Additive Manufacturing Optimal Orientation and Support Location

During an additive manufacturing (AM) part builds, support structures are essential. They form the basis for the part foundation and providing structural support. They are also critical in eliminating part warp during powder recoating and improving heat extraction generated from the laser sintering.


With direct metal laser sintering (DMLS), surface temperature gradients and sintering-induced shrinkage can lead to unanticipated residual stress and part distortion. The goal of this project was to develop a modeling tool that would determine optimal part orientation and support location to minimize the likelihood of distortion during the DMLS process.

Project Partners

University of Pittsburgh
Johnson and Johnson
University of Notre Dame
Atlas 3D Support Structures


An in-depth survey was conducted to learn as much as possible about how design/manufacturing engineers currently handled these issues. This allowed greater understanding of the rules used to select an optimal part orientation. These rules and insights were then codified to automatically generate an optimal part orientation. Work was also done to develop a support minimization function and create a heat transfer model for DMLS allowing a prediction of thermal mass and temperature gradients to generate a minimal part distortion model.

The research and development was compiled into plug-in for AutoCAD Inventor™ called ATLAS. Subsequently it has been developed into a stand-alone, web-based software.


This work resulted in the introduction of a new type of model for distortion prediction in DMLS printing: a Thermal Circuit Network (TCN) and a Quasistatic Thermomechanical Model (QTM). The model simulates the support-removal process so on-substrate and off-substrate displacement and residual stress can be predicted. The TCN-QTM model was validated against experimental data of disk samples with different dimensions and build orientations, demonstrating a relative error less than 15% in terms of radius of curvature at the top surface of the disks and an agreement in trends of the residual stress. The distorted shapes of a horizontally and vertically built prism predicted by the TCN-QTM model both qualitatively and quantitatively matched the distortion measured by others cited in the literature.
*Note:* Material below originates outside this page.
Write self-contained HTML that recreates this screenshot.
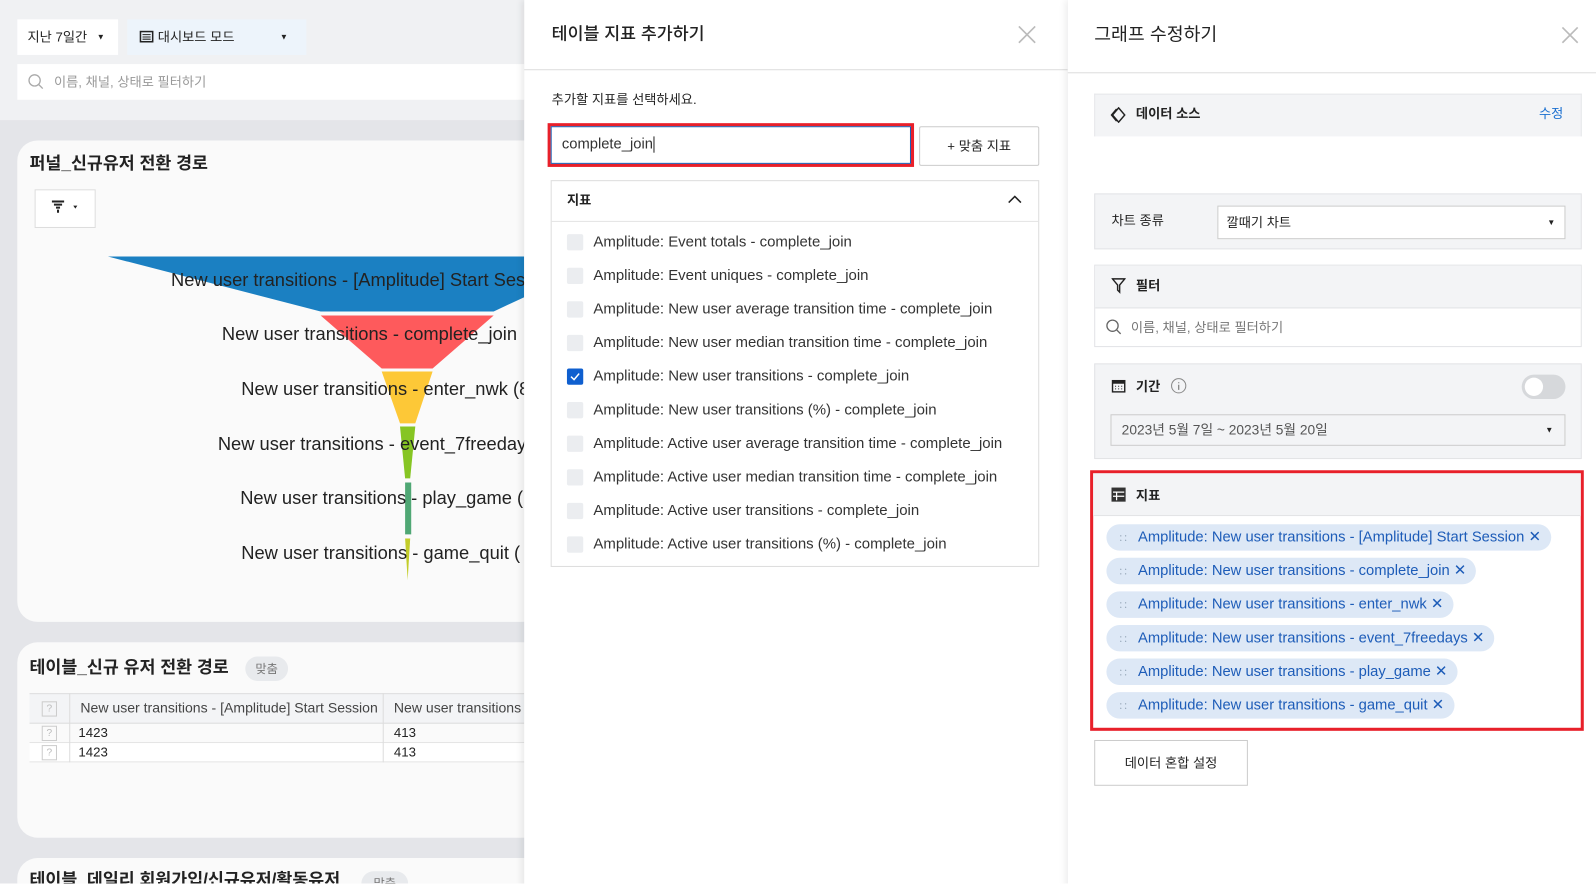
<!DOCTYPE html>
<html><head><meta charset="utf-8">
<style>
*{box-sizing:border-box;margin:0;padding:0}
body{width:1596px;height:884px;overflow:hidden;position:relative;background:#fff;font-family:"Liberation Sans","Noto Sans CJK KR",sans-serif;color:#222}
#w{position:absolute;left:0;top:0;width:1568px;height:868px;overflow:hidden;transform:scale(1.01786);transform-origin:0 0;background:#e4e5e9}
.abs{position:absolute}
.t{white-space:nowrap}
.li{position:relative;height:33px}
.li i{position:absolute;left:0;top:1px;width:16px;height:16px;background:#ebedf0;border-radius:2px}
.li span{position:absolute;left:26px;top:0;line-height:18px;white-space:nowrap}
.chip{height:33px}
.chip>span{display:inline-block;white-space:nowrap;height:26px;line-height:26px;border-radius:13px;background:#dde8f6;padding:0 10px 0 12px}
.chip b{color:#9ab;font-size:9px;margin-right:10px;font-weight:normal}
</style></head><body><div id="w">
<div class="abs" style="left:0;top:0;width:515px;height:118px;background:#f0f1f3"></div>
<div class="abs t" style="left:17px;top:19px;width:99px;height:35px;background:#fff;font-size:13px;line-height:35px;padding-left:10px">지난 7일간<span style="position:absolute;left:78px;top:0;font-size:8px">▼</span></div>
<div class="abs t" style="left:125px;top:19px;width:176px;height:35px;background:#edf4fb;font-size:13px;line-height:35px;padding-left:12px">
<svg width="14" height="12" style="vertical-align:-1px;margin-right:4px"><rect x="1" y="1" width="12" height="10" fill="none" stroke="#222" stroke-width="1.5"/><path d="M3 4h8M3 6.3h8M3 8.5h8" stroke="#222"/></svg>대시보드 모드<span style="position:absolute;left:150px;top:0;font-size:8px">▼</span></div>
<div class="abs t" style="left:17px;top:63px;width:498px;height:35px;background:#fff;font-size:13px;line-height:35px;color:#999;padding-left:36px">이름, 채널, 상태로 필터하기
<svg class="abs" style="left:10px;top:9px" width="16" height="16"><circle cx="7" cy="7" r="5.5" fill="none" stroke="#aaa" stroke-width="1.3"/><path d="M11 11l4 4" stroke="#aaa" stroke-width="1.3"/></svg></div>

<div class="abs" style="left:17px;top:138px;width:540px;height:473px;background:#fafafa;border-radius:20px"></div>
<div class="abs t" style="left:29px;top:149px;font-size:17px;font-weight:bold;line-height:24px">퍼널_신규유저 전환 경로</div>
<div class="abs" style="left:34px;top:186px;width:60px;height:38px;border:1px solid #ddd;background:#fff">
<svg class="abs" style="left:15px;top:9px" width="30" height="16"><path d="M1 2h12M3 5h8M5 8h4" stroke="#222" stroke-width="2"/><path d="M6 10h2v3h-2z" fill="#222"/><path d="M22 6l4 0-2 3z" fill="#222"/></svg></div>
<svg class="abs" style="left:0;top:0" width="515" height="600">
<polygon points="106,252 515,252 515,292 485,306 315,306" fill="#1b80c2"/>
<polygon points="315,310 485,310 425,362 375,362" fill="#fe5a5c"/>
<polygon points="375,365 425,365 408,416 393,416" fill="#fdc837"/>
<polygon points="393,419 408,419 403,470 398,470" fill="#86c523"/>
<polygon points="398,474 404,474 404,525 398,525" fill="#4fa774"/>
<polygon points="398,529 403,529 400.5,570" fill="#c3cd2a"/>
<g font-family="Liberation Sans, sans-serif" font-size="18" fill="#222">
<text x="168" y="281">New user transitions - [Amplitude] Start Session</text>
<text x="218" y="334">New user transitions - complete_join</text>
<text x="237" y="388">New user transitions - enter_nwk (8</text>
<text x="214" y="442">New user transitions - event_7freedays</text>
<text x="236" y="495">New user transitions - play_game (</text>
<text x="237" y="549">New user transitions - game_quit (</text>
</g></svg>

<div class="abs" style="left:17px;top:631px;width:540px;height:192px;background:#fafafa;border-radius:20px"></div>
<div class="abs t" style="left:29px;top:644px;font-size:17px;font-weight:bold;line-height:24px">테이블_신규 유저 전환 경로</div>
<div class="abs t" style="left:241px;top:645px;width:42px;height:24px;border-radius:12px;background:#e8eaed;font-size:12px;color:#777;text-align:center;line-height:24px">맞춤</div>
<div class="abs" style="left:29px;top:681px;width:486px;height:68px;font-size:13px">
<div class="abs" style="left:0;top:0;width:486px;height:30px;background:#f3f4f6;border-top:1px solid #ddd;border-bottom:1px solid #ddd"></div>
<div class="abs" style="left:0;top:48px;width:486px;height:20px;background:#fff;border-top:1px solid #e5e5e5;border-bottom:1px solid #e5e5e5"></div>
<div class="abs" style="left:39px;top:0;width:1px;height:68px;background:#ddd"></div>
<div class="abs" style="left:347px;top:0;width:1px;height:68px;background:#ddd"></div>
<div class="abs t" style="left:50px;top:6px;line-height:18px;color:#444;font-size:13.8px">New user transitions - [Amplitude] Start Session</div>
<div class="abs t" style="left:358px;top:6px;line-height:18px;color:#444;font-size:13.8px">New user transitions</div>
<div class="abs t" style="left:48px;top:31px">1423</div><div class="abs t" style="left:358px;top:31px">413</div>
<div class="abs t" style="left:48px;top:50px">1423</div><div class="abs t" style="left:358px;top:50px">413</div>
<div class="abs" style="left:12px;top:8px;width:15px;height:15px;border:1px solid #ccc;font-size:10px;color:#bbb;text-align:center;line-height:13px">?</div>
<div class="abs" style="left:12px;top:32px;width:15px;height:15px;border:1px solid #ccc;font-size:10px;color:#bbb;text-align:center;line-height:13px">?</div>
<div class="abs" style="left:12px;top:51px;width:15px;height:15px;border:1px solid #ccc;font-size:10px;color:#bbb;text-align:center;line-height:13px">?</div>
</div>
<div class="abs" style="left:17px;top:843px;width:540px;height:60px;background:#fafafa;border-radius:20px"></div>
<div class="abs t" style="left:29px;top:853px;font-size:17px;font-weight:bold;line-height:24px">테이블_데일리 회원가입/신규유저/활동유저</div>
<div class="abs t" style="left:355px;top:856px;width:46px;height:24px;border-radius:12px;background:#e8eaed;font-size:12px;color:#777;text-align:center;line-height:24px">맞춤</div>

<div class="abs" style="left:515px;top:0;width:534px;height:884px;background:#fff;box-shadow:-3px 0 6px rgba(0,0,0,.08)"></div>
<div class="abs t" style="left:542px;top:22px;font-size:17px;line-height:24px;font-weight:500">테이블 지표 추가하기</div>
<svg class="abs" style="left:1000px;top:25px" width="18" height="18"><path d="M1 1l16 16M17 1L1 17" stroke="#bbb" stroke-width="1.6"/></svg>
<div class="abs" style="left:515px;top:68px;width:534px;height:1px;background:#ddd"></div>
<div class="abs t" style="left:542px;top:89px;font-size:13px;line-height:18px">추가할 지표를 선택하세요.</div>
<div class="abs t" style="left:538px;top:121px;width:360px;height:43px;border:3px solid #e8202a;font-size:14.5px;line-height:37px;padding-left:11px;color:#333">complete_join<span style="border-left:1px solid #222;margin-left:1px"></span>
<div class="abs" style="left:0;top:0;right:0;bottom:0;border:1px solid #1a5fb4"></div></div>
<div class="abs t" style="left:903px;top:124px;width:118px;height:39px;border:1px solid #ccc;border-radius:2px;font-size:13px;line-height:37px;text-align:center">+ 맞춤 지표</div>
<div class="abs" style="left:541px;top:177px;width:480px;height:380px;border:1px solid #ddd"></div>
<div class="abs" style="left:542px;top:217px;width:478px;height:1px;background:#e3e3e3"></div>
<div class="abs t" style="left:557px;top:188px;font-size:13px;line-height:18px;font-weight:bold">지표</div>
<svg class="abs" style="left:990px;top:192px" width="14" height="9"><path d="M1 7l6-6 6 6" fill="none" stroke="#222" stroke-width="1.5"/></svg>
<div class="abs" style="left:557px;top:229px;font-size:14.7px;color:#333">
<div class="li"><i></i><span>Amplitude: Event totals - complete_join</span></div>
<div class="li"><i></i><span>Amplitude: Event uniques - complete_join</span></div>
<div class="li"><i></i><span>Amplitude: New user average transition time - complete_join</span></div>
<div class="li"><i></i><span>Amplitude: New user median transition time - complete_join</span></div>
<div class="li"><i style="background:#0f5fcf"></i><svg class="abs" style="left:3px;top:5px" width="10" height="8"><path d="M1 4l3 3 5-6" fill="none" stroke="#fff" stroke-width="1.5"/></svg><span>Amplitude: New user transitions - complete_join</span></div>
<div class="li"><i></i><span>Amplitude: New user transitions (%) - complete_join</span></div>
<div class="li"><i></i><span>Amplitude: Active user average transition time - complete_join</span></div>
<div class="li"><i></i><span>Amplitude: Active user median transition time - complete_join</span></div>
<div class="li"><i></i><span>Amplitude: Active user transitions - complete_join</span></div>
<div class="li"><i></i><span>Amplitude: Active user transitions (%) - complete_join</span></div>
</div>

<div class="abs" style="left:1049px;top:0;width:547px;height:884px;background:#fff;box-shadow:-3px 0 6px rgba(0,0,0,.06)"></div>
<div class="abs t" style="left:1075px;top:22px;font-size:18px;line-height:24px">그래프 수정하기</div>
<svg class="abs" style="left:1534px;top:26px" width="17" height="17"><path d="M1 1l15 15M16 1L1 16" stroke="#bbb" stroke-width="1.6"/></svg>
<div class="abs" style="left:1049px;top:71px;width:547px;height:1px;background:#ddd"></div>

<div class="abs" style="left:1075px;top:92px;width:479px;height:42px;background:#f3f4f6;border:1px solid #e6e7ea;border-bottom:none"></div>
<svg class="abs" style="left:1091px;top:105px" width="16" height="16"><path d="M8 1l6 7-6 7-6-7z M6 2L1 8l5 6" fill="none" stroke="#222" stroke-width="1.4"/></svg>
<div class="abs t" style="left:1116px;top:103px;font-size:13px;line-height:18px;font-weight:bold">데이터 소스</div>
<div class="abs t" style="left:1512px;top:103px;font-size:13px;line-height:18px;color:#1a6fd0">수정</div>

<div class="abs" style="left:1075px;top:190px;width:479px;height:55px;background:#f3f4f6;border:1px solid #e2e3e6"></div>
<div class="abs t" style="left:1092px;top:208px;font-size:13px;line-height:18px">차트 종류</div>
<div class="abs t" style="left:1196px;top:202px;width:342px;height:33px;background:#fff;border:1px solid #ccc;font-size:13px;line-height:31px;padding-left:8px">깔때기 차트<span class="abs" style="right:9px;top:0;font-size:8px">▼</span></div>

<div class="abs" style="left:1075px;top:260px;width:479px;height:81px;background:#fff;border:1px solid #e2e3e6"></div>
<div class="abs" style="left:1076px;top:261px;width:477px;height:42px;background:#f3f4f6;border-bottom:1px solid #e2e3e6"></div>
<svg class="abs" style="left:1092px;top:273px" width="14" height="16"><path d="M1 1h12l-5 6v7l-2-2V7z" fill="none" stroke="#222" stroke-width="1.4"/></svg>
<div class="abs t" style="left:1116px;top:272px;font-size:13px;line-height:18px;font-weight:bold">필터</div>
<svg class="abs" style="left:1086px;top:313px" width="16" height="16"><circle cx="7" cy="7" r="5.5" fill="none" stroke="#666" stroke-width="1.3"/><path d="M11 11l4 4" stroke="#666" stroke-width="1.3"/></svg>
<div class="abs t" style="left:1111px;top:313px;font-size:13px;line-height:18px;color:#777">이름, 채널, 상태로 필터하기</div>

<div class="abs" style="left:1075px;top:357px;width:479px;height:94px;background:#f3f4f6;border:1px solid #e2e3e6"></div>
<svg class="abs" style="left:1092px;top:372px" width="14" height="14"><rect x="1" y="2" width="12" height="11" fill="none" stroke="#222" stroke-width="1.4"/><rect x="1" y="2" width="12" height="3" fill="#222"/><path d="M3.5 7.5h1M6.5 7.5h1M9.5 7.5h1M3.5 10h1M6.5 10h1M9.5 10h1" stroke="#222"/></svg>
<div class="abs t" style="left:1116px;top:371px;font-size:13px;line-height:18px;font-weight:bold">기간</div>
<svg class="abs" style="left:1150px;top:371px" width="16" height="16"><circle cx="8" cy="8" r="7" fill="none" stroke="#888"/><path d="M8 7v5M8 4.5v1" stroke="#888" stroke-width="1.3"/></svg>
<div class="abs" style="left:1495px;top:368px;width:43px;height:24px;border-radius:12px;background:#d6d8db"></div>
<div class="abs" style="left:1498px;top:371px;width:18px;height:18px;border-radius:9px;background:#fff"></div>
<div class="abs t" style="left:1091px;top:407px;width:447px;height:31px;border:1px solid #ccc;background:#f3f4f6;font-size:13.5px;line-height:29px;padding-left:10px;color:#555">2023년 5월 7일 ~ 2023년 5월 20일<span class="abs" style="right:11px;top:0;font-size:8px;color:#222">▼</span></div>

<div class="abs" style="left:1071px;top:462px;width:485px;height:256px;border:3px solid #e8202a"></div>
<div class="abs" style="left:1074px;top:465px;width:479px;height:42px;background:#f3f4f6;border-bottom:1px solid #e2e3e6"></div>
<svg class="abs" style="left:1092px;top:479px" width="14" height="14"><rect x="0" y="0" width="14" height="14" fill="#333"/><path d="M1.5 4.5h11M1.5 8.5h11M5 4.5v8" stroke="#fff" stroke-width="1.2"/></svg>
<div class="abs t" style="left:1116px;top:478px;font-size:13px;line-height:18px;font-weight:bold">지표</div>
<div class="abs" style="left:1087px;top:515px;font-size:14.5px;color:#1d5cb8">
<div class="chip"><span><b>∷</b>Amplitude: New user transitions - [Amplitude] Start Session ✕</span></div>
<div class="chip"><span><b>∷</b>Amplitude: New user transitions - complete_join ✕</span></div>
<div class="chip"><span><b>∷</b>Amplitude: New user transitions - enter_nwk ✕</span></div>
<div class="chip"><span><b>∷</b>Amplitude: New user transitions - event_7freedays ✕</span></div>
<div class="chip"><span><b>∷</b>Amplitude: New user transitions - play_game ✕</span></div>
<div class="chip"><span><b>∷</b>Amplitude: New user transitions - game_quit ✕</span></div>
</div>
<div class="abs t" style="left:1075px;top:727px;width:151px;height:45px;border:1px solid #ccc;font-size:13px;line-height:43px;text-align:center">데이터 혼합 설정</div>
</div></body></html>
In the case study of simple and complex contoured parts, TCN-QTM was further validated. The TCN-QTM models outperformed novice operators on metrics of maximum distortion, number of attempts, and energy usage. Specifically, maximum distortion was reduced from as high as 0.3 inches to 0.01 inches; the number of attempts to achieve a successful build was reduced from a high of six attempts to a single attempt; and energy usage, as measured by BTU’s per part, was reduced by 86%. The combined TCN-QTM model is faster in comparison to existing DMLS prediction algorithms, providing predictions in as little as ten minutes for simple part geometries.

As a direct result of this project, a new company, Atlas 3D, was established and the ATLAS software has been commercialized as Suntata™, a cloud service, hosted on Amazon Web Services to provide highly scalable computing resources with proven security.

Sunata™ answers the optimal orientation and support structure question for the user. Users simply upload their designs (.STL CAD file) and Sunata™ scientifically models the part in 100 different orientations to arrive at the optimal orientation and associated support structures. In recent months, Atlas 3D has greatly expanded Sunata’s™ capabilities to include build cost estimates, distortion mapping, parts nesting on the build plate, and much more.

Most recently in November 2019, Siemens has announced it has signed an agreement to acquire Atlas 3D. Atlas 3D will join Siemens Digital Industries Software, where its solutions will expand additive manufacturing capabilities in the Xcelerator portfolio of software.